Can an algorithm have different time complexities for different operations?

Yes, algorithms often have different complexities for different operations:

Data Structure	Insertion	Deletion	Search
Array	O(1)*	O(n)	O(n)
Linked List	O(1)	O(1)	O(n)
Binary Search Tree	O(log n)	O(log n)	O(log n)
Hash Table	O(1)	O(1)	O(1)

* Amortized time for dynamic arrays

How do recursive algorithms affect time complexity?

Recursive algorithms often have complexity determined by:

1. The number of recursive calls
2. The work done in each call

Common patterns:

• Single recursive call: Often O(n) (like linear search)
• Divide and conquer (2 calls): Often O(n log n) (like merge sort)
• Multiple recursive calls: Can lead to O(2ⁿ) (like naive Fibonacci)

The Khan Academy has excellent visualizations of recursive algorithm complexities.

What are some common mistakes when analyzing Big O?

Avoid these common pitfalls:

1. Confusing best and worst case: Always analyze worst-case unless specified otherwise
2. Ignoring input characteristics: Some algorithms perform better on nearly-sorted data
3. Overlooking hidden constants: While we ignore constants in notation, they matter in practice
4. Misapplying logarithm bases: All logarithmic complexities are considered equal regardless of base
5. Forgetting about space complexity: Memory usage can be as important as runtime
6. Assuming O(n log n) is always better than O(n²): For small n, constants may make O(n²) faster

How can I improve my ability to analyze algorithm complexity?

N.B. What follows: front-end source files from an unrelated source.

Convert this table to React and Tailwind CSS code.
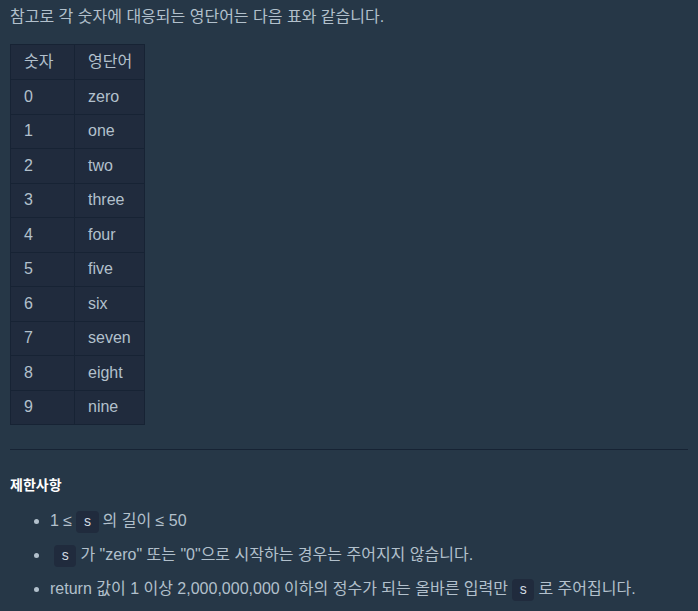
const rows = [
  ['0', 'zero'],
  ['1', 'one'],
  ['2', 'two'],
  ['3', 'three'],
  ['4', 'four'],
  ['5', 'five'],
  ['6', 'six'],
  ['7', 'seven'],
  ['8', 'eight'],
  ['9', 'nine'],
];

function Code({ children }) {
  return (
    <code className="inline-block rounded-[4px] bg-[#202b3d] px-[7px] py-[1px] mx-[4px] leading-[20px] text-[14px] text-[#d3dce3] font-['Liberation_Mono',monospace] align-middle">
      {children}
    </code>
  );
}

export default function App() {
  return (
    <div className="min-h-[611px] bg-[#263747] px-[10px] pt-[5px] pb-6 text-[#b2c0cc] text-[16px] font-['Liberation_Sans','Noto_Sans_CJK_KR',sans-serif]">
      <p className="leading-[24px]">참고로 각 숫자에 대응되는 영단어는 다음 표와 같습니다.</p>

      <table className="mt-[15px] border-collapse bg-[#202b3d] whitespace-nowrap">
        <thead>
          <tr>
            <th className="h-[35px] w-[64px] border border-[#172334] pl-[13px] pr-[6px] text-left font-normal">숫자</th>
            <th className="h-[35px] w-[70px] border border-[#172334] pl-[13px] pr-[6px] text-left font-normal">영단어</th>
          </tr>
        </thead>
        <tbody>
          {rows.map(([n, w]) => (
            <tr key={n}>
              <td className="h-[34.5px] border border-[#172334] pl-[13px] pr-[6px]">{n}</td>
              <td className="h-[34.5px] border border-[#172334] pl-[13px] pr-[6px]">{w}</td>
            </tr>
          ))}
        </tbody>
      </table>

      <hr className="mt-[24px] border-0 border-t border-[#172334]" />

      <h5 className="mt-[25px] text-[14px] font-bold text-white leading-[20px]">제한사항</h5>

      <ul className="mt-[13px] pl-[40px] list-disc space-y-[9px] marker:text-[#b2c0cc]">
        <li className="leading-[25px]">
          1 ≤<Code>s</Code>의 길이 ≤ 50
        </li>
        <li className="leading-[25px]">
          <Code>s</Code>가 "zero" 또는 "0"으로 시작하는 경우는 주어지지 않습니다.
        </li>
        <li className="leading-[25px]">
          return 값이 1 이상 2,000,000,000 이하의 정수가 되는 올바른 입력만<Code>s</Code>로 주어집니다.
        </li>
      </ul>
    </div>
  );
}
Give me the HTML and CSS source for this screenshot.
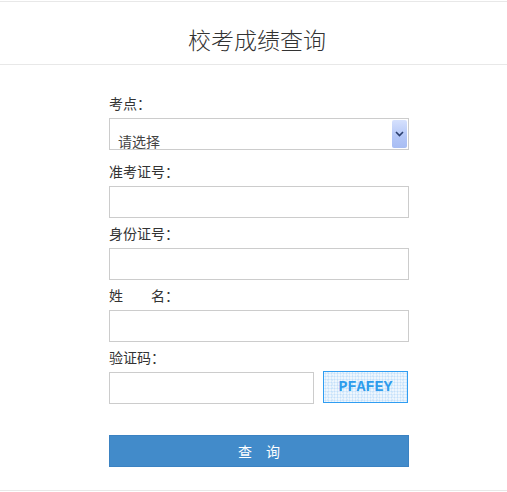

Develop your skills with these strategies:

1. Practice with code: Implement algorithms and analyze them
2. Study patterns: Learn to recognize common complexity patterns
3. Use visualization tools: Like our calculator to see how functions grow
4. Solve problems: On platforms like LeetCode and HackerRank
5. Read source code: Study how libraries implement algorithms
6. Teach others: Explaining concepts reinforces your understanding
7. Stay updated: Follow research in algorithm optimization

The CS50 course from Harvard includes excellent exercises for developing these skills.